When she reached the stop a few blocks from her home, she emerged and found a much quieter scene than the theater district. Although it was still very urban, there were no flashing screens in this residential neighborhood. Live oaks had been strategically planted to complement the neat brick town houses lining the street, interspersed with ornate streetlamps that cast dim light and created new shadows. When she was nearly to her door, she sensed a presence near a tree and spun around, gun in hand.

“Damn, you really are fast.” A man stepped out of the shadows, holding his hands up in a placating gesture. “Easy.”

Mae didn’t lower the gun as she took him in. He was no one she’d seen before. Blond-haired and blue-eyed, he appeared close to her age and to also belong to some northwestern-European caste. He might very well have been Nordic, but it was difficult to make out too many regional specifics in the dim lighting. Despite his ostensibly nonthreatening attitude, there was something about him that set her on edge.

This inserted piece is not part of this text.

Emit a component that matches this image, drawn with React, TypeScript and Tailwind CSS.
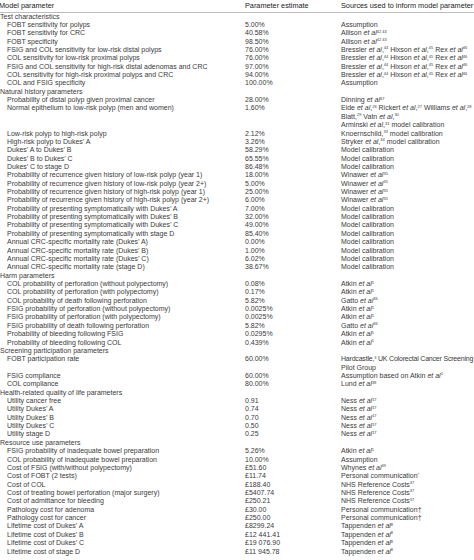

“Who are you?” she demanded.

He stuffed his hands in his pockets and smiled, perfectly at ease. “You can call me Emil, prætorian.”

Mae didn’t blink or ask how he knew who she was. “And? What do you want?”

“You,” he said bluntly. “You had to have known we’d send someone eventually.”

“Oh, yeah? Are you some kind of bounty hunter sent by my mother to drag me home?”

“Somehow, I don’t think that would be too easy a task.” He chuckled. “But it’s funny you mention your family, because I do have something that might be of interest to you—something that’s a sign of our goodwill and desire to welcome you.”

Adrenaline flooded her. She kept her face perfectly still, refusing to
let on that she was completely clueless about the context of this visit, seeing as he seemed to think she should know it. Revealing her ignorance would be a weakness.

Emil reached toward his pocket, and Mae’s finger tensed on the trigger. “See if this looks familiar.” He produced an ego and casually scrolled through until he found a picture. Holding it up, he showed it to Mae.

Again, she made sure her expression gave away nothing, though this time, keeping that control was much harder. “I’ve never seen her before.”

The girl in the picture was about eight years old, wearing a bizarre, homespun dress made of a drab brown fabric. A white kerchief covered her head, but wisps of sunny blond hair escaped it. She stood outside in a grassy area that had no other identifying features.
She looks exactly like Claudia,
Mae thought.
Well, a prettier version, which would make sense.